* Begin Information supplied *
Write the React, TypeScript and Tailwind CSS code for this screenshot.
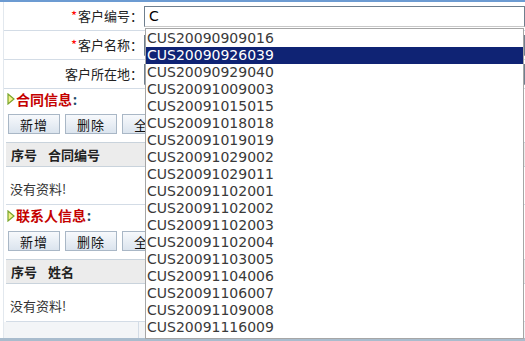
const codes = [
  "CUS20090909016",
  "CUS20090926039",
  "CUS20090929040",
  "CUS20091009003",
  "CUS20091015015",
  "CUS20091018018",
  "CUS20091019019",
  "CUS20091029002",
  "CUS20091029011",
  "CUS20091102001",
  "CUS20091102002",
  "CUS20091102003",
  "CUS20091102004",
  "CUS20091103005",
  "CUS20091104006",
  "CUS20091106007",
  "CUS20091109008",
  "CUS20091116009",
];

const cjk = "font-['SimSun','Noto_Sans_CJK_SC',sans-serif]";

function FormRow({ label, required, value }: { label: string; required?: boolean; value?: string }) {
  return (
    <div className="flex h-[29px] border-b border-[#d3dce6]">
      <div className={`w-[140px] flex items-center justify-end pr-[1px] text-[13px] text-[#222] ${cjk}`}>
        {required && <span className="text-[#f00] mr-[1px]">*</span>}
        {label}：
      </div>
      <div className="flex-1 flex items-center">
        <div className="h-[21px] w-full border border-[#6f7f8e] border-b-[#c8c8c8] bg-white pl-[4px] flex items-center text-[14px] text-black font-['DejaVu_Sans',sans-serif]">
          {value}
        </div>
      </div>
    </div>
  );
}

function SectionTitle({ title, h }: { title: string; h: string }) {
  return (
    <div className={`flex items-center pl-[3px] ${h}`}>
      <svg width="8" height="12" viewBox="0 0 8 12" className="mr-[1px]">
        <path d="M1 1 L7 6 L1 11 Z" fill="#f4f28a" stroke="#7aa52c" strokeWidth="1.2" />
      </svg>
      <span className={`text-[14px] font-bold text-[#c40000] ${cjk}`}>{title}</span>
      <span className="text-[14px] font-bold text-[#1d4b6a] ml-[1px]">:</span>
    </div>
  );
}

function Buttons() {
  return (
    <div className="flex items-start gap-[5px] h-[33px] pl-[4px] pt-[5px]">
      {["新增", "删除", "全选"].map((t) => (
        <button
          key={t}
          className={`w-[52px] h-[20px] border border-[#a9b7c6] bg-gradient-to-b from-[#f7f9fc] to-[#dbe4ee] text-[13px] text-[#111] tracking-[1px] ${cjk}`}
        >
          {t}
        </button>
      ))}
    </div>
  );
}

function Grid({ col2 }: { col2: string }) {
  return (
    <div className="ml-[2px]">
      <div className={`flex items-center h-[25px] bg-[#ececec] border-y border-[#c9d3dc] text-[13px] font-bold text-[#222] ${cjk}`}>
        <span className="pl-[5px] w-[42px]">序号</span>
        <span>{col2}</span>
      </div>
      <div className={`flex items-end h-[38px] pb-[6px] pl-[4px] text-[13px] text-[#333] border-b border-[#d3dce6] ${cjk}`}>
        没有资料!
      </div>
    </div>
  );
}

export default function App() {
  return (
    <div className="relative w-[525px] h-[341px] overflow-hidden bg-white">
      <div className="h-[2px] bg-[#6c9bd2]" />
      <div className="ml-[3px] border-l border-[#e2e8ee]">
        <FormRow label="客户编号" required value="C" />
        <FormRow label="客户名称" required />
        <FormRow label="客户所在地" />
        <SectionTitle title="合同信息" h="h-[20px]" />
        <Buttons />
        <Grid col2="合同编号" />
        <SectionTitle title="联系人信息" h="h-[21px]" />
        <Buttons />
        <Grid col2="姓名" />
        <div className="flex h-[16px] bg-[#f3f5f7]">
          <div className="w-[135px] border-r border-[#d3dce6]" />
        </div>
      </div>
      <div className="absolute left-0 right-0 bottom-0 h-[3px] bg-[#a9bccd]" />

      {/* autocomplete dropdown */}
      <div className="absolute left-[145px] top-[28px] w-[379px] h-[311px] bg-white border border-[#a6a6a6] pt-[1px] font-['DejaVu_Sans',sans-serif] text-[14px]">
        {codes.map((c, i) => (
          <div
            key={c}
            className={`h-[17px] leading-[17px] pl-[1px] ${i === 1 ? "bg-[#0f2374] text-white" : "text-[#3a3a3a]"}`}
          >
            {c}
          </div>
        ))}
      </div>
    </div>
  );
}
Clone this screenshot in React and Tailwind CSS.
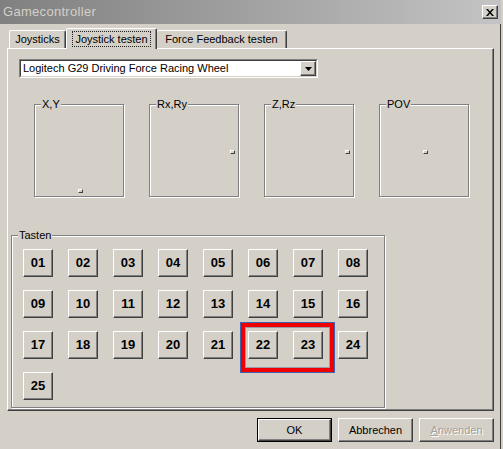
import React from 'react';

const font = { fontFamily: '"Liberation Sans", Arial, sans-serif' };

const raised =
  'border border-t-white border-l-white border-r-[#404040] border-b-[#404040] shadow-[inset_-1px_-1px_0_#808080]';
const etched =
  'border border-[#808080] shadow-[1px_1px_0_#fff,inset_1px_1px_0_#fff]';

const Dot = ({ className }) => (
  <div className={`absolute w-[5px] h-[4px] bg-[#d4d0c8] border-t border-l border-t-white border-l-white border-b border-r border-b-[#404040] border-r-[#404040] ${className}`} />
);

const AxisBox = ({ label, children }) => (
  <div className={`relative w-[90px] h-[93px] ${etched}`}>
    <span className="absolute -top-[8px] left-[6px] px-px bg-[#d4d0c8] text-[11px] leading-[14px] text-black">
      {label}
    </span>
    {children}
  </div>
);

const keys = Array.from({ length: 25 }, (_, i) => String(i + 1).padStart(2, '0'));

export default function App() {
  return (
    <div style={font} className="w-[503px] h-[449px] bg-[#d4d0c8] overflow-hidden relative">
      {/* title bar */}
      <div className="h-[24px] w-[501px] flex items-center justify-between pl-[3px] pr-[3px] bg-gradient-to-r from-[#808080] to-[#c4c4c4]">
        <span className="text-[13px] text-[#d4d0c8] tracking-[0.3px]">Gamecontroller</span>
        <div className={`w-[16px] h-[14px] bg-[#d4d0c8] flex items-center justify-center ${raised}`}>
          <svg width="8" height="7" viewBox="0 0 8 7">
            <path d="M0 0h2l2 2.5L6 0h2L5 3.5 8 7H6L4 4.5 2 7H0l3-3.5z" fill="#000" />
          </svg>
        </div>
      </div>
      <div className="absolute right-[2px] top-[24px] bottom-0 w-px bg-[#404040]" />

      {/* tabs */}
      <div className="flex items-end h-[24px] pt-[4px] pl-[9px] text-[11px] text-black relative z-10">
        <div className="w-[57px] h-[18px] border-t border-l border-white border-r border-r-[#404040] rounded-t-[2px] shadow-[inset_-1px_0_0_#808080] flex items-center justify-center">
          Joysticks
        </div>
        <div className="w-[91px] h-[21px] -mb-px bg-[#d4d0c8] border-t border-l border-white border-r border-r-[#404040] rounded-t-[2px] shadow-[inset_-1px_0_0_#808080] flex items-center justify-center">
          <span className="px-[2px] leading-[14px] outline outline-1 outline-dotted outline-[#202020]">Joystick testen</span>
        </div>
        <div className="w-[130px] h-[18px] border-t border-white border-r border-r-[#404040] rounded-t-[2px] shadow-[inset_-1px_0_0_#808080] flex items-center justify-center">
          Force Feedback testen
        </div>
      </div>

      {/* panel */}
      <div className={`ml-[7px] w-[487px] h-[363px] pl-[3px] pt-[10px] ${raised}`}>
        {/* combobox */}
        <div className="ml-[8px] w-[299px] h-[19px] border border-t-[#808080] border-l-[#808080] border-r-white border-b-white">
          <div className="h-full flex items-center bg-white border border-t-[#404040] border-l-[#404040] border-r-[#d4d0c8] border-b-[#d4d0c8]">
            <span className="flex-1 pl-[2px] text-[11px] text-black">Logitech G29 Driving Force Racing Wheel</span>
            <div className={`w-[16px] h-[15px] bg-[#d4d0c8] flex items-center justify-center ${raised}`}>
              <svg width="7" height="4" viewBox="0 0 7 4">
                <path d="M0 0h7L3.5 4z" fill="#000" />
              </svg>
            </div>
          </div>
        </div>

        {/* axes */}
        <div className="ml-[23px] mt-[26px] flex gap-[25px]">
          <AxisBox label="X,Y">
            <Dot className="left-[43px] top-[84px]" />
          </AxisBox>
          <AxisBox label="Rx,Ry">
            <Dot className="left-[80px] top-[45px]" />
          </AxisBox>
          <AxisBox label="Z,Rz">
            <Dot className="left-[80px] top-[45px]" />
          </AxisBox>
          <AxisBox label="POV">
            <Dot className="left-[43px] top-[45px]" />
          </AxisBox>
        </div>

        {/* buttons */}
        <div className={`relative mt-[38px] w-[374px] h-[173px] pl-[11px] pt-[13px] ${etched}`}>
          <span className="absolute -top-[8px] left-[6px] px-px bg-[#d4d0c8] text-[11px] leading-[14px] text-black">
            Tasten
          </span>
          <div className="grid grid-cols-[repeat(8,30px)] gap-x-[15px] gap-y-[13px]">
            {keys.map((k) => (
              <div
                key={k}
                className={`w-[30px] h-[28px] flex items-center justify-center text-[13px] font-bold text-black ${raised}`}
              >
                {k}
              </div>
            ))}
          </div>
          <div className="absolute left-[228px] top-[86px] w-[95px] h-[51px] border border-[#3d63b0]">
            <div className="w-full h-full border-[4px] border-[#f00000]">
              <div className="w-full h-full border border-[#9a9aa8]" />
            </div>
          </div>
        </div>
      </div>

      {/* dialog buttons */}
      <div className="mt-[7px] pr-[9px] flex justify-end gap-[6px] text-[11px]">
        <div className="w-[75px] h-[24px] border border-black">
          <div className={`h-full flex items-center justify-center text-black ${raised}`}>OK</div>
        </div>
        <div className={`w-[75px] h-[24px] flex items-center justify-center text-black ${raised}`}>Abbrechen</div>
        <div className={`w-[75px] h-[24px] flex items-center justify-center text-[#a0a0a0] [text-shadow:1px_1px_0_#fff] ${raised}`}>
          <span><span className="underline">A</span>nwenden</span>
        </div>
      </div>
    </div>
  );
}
* End Information supplied *
* Begin Information supplied *
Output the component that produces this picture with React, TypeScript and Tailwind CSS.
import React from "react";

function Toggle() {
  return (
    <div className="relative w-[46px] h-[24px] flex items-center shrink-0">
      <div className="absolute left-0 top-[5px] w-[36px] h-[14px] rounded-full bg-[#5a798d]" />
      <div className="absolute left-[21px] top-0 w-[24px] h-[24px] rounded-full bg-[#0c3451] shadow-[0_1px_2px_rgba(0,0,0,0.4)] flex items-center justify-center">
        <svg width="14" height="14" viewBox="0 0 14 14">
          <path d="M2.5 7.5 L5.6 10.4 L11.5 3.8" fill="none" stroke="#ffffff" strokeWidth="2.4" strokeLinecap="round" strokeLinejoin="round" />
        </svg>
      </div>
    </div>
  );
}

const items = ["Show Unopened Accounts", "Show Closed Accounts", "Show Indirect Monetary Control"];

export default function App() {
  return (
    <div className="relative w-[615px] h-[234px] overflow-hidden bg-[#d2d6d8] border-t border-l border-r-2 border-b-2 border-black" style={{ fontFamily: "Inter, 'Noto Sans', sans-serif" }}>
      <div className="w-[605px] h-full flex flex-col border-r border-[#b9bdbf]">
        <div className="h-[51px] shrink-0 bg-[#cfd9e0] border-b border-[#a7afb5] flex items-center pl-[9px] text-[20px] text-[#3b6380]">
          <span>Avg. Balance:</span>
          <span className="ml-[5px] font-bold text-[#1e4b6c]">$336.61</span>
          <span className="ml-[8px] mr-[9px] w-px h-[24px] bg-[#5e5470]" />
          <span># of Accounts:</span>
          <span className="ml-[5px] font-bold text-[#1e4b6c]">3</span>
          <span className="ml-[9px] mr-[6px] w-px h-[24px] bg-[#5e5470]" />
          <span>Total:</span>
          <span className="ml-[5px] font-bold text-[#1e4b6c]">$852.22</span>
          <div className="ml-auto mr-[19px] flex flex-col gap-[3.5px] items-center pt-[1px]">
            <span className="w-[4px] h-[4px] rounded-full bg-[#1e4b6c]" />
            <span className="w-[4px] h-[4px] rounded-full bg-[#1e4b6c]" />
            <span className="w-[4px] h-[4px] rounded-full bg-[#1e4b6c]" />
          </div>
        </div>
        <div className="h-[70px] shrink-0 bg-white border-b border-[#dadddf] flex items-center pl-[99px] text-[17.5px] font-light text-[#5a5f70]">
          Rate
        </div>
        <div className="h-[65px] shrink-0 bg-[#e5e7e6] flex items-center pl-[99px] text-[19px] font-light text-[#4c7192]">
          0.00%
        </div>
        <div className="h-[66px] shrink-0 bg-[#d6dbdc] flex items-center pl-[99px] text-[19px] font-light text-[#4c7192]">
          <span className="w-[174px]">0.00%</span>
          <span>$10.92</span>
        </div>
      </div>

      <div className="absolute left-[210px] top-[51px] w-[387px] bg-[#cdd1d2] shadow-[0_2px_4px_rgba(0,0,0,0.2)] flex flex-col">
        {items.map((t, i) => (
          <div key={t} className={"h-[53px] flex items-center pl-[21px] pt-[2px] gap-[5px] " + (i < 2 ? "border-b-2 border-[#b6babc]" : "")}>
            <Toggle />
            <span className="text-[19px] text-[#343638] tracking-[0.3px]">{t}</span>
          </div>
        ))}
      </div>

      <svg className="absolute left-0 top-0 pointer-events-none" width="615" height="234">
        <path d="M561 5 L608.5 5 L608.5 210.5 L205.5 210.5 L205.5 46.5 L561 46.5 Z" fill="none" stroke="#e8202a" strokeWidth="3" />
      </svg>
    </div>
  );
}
* End Information supplied *
### Work required
Omit all pictures, and reproduce exactly the lines from the one holding "Clone this screenshot" through the one holding "right-[2px] top-[24px] bottom-0", both included.

### The result
Clone this screenshot in React and Tailwind CSS.
import React from 'react';

const font = { fontFamily: '"Liberation Sans", Arial, sans-serif' };

const raised =
  'border border-t-white border-l-white border-r-[#404040] border-b-[#404040] shadow-[inset_-1px_-1px_0_#808080]';
const etched =
  'border border-[#808080] shadow-[1px_1px_0_#fff,inset_1px_1px_0_#fff]';

const Dot = ({ className }) => (
  <div className={`absolute w-[5px] h-[4px] bg-[#d4d0c8] border-t border-l border-t-white border-l-white border-b border-r border-b-[#404040] border-r-[#404040] ${className}`} />
);

const AxisBox = ({ label, children }) => (
  <div className={`relative w-[90px] h-[93px] ${etched}`}>
    <span className="absolute -top-[8px] left-[6px] px-px bg-[#d4d0c8] text-[11px] leading-[14px] text-black">
      {label}
    </span>
    {children}
  </div>
);

const keys = Array.from({ length: 25 }, (_, i) => String(i + 1).padStart(2, '0'));

export default function App() {
  return (
    <div style={font} className="w-[503px] h-[449px] bg-[#d4d0c8] overflow-hidden relative">
      {/* title bar */}
      <div className="h-[24px] w-[501px] flex items-center justify-between pl-[3px] pr-[3px] bg-gradient-to-r from-[#808080] to-[#c4c4c4]">
        <span className="text-[13px] text-[#d4d0c8] tracking-[0.3px]">Gamecontroller</span>
        <div className={`w-[16px] h-[14px] bg-[#d4d0c8] flex items-center justify-center ${raised}`}>
          <svg width="8" height="7" viewBox="0 0 8 7">
            <path d="M0 0h2l2 2.5L6 0h2L5 3.5 8 7H6L4 4.5 2 7H0l3-3.5z" fill="#000" />
          </svg>
        </div>
      </div>
      <div className="absolute right-[2px] top-[24px] bottom-0 w-px bg-[#404040]" />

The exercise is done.